Business scenario where data cleaning matters for investor decisions
Why Clean Data Matters to Investors
Before you can forecast, you need data you can trust. Investors lose confidence when analysts present messy, unverified data.
Sarah's café client needs a weekend forecast to plan inventory and staffing. The POS system exports data that looks ready—but has hidden problems that will wreck any analysis.
What's Wrong
- Dates stored as text (can't do time analysis)
- Prices include $ signs (break formulas)
- Duplicate transaction rows
- Product names with inconsistent spacing
- Missing values where system timed out
Why Investors Care
- Dirty data → unreliable forecasts
- Unverified data → audit failures
- Documented cleaning → trust and credibility
- Clean pipeline → reproducible analysis
"How do you know this data is accurate enough to base decisions on?"

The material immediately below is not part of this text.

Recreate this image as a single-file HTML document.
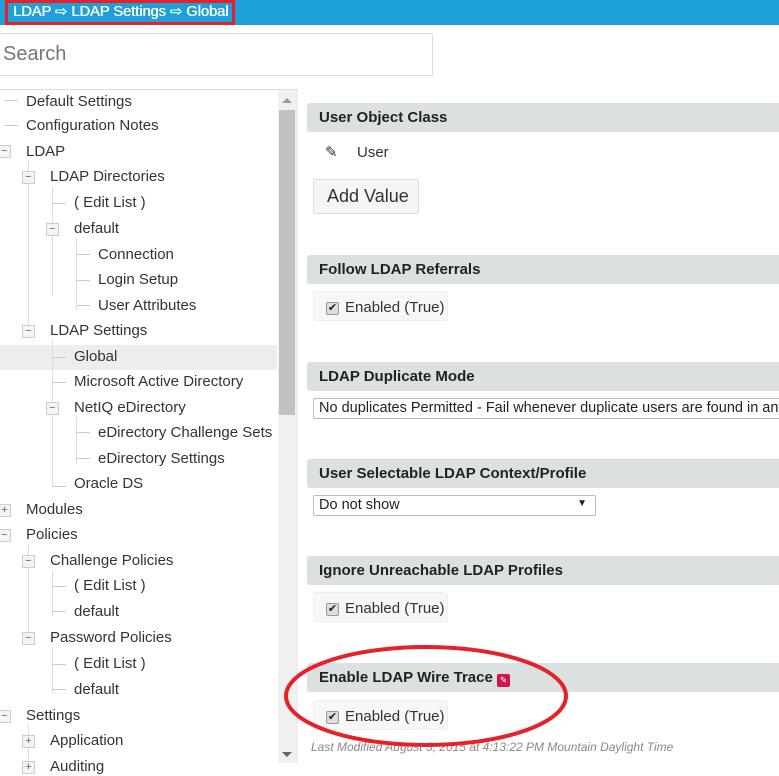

Your answer shapes whether investors trust your forecast. Show documented cleaning steps, before/after metrics, and data quality flags. If you can't prove the data is clean, they won't trust your model.
1. Sarah receives the café's raw weekend sales data. The dates are formatted as text, prices include currency symbols, and some rows are duplicated. What do you clean first?
2. An investor asks: 'How do you know this data is reliable?' What data cleaning evidence should you show?
3. The POS system exported product names with extra spaces: ' Latte ' vs 'Latte'. Why does this matter for analysis?
Discussion Prompt (3 minutes):
What would you do if you had 30 minutes to clean this data before a 2pm investor meeting?
- Which cleaning steps give you the most confidence quickly?
- What would you skip if time runs out?
- What would you tell the investor about your data limitations?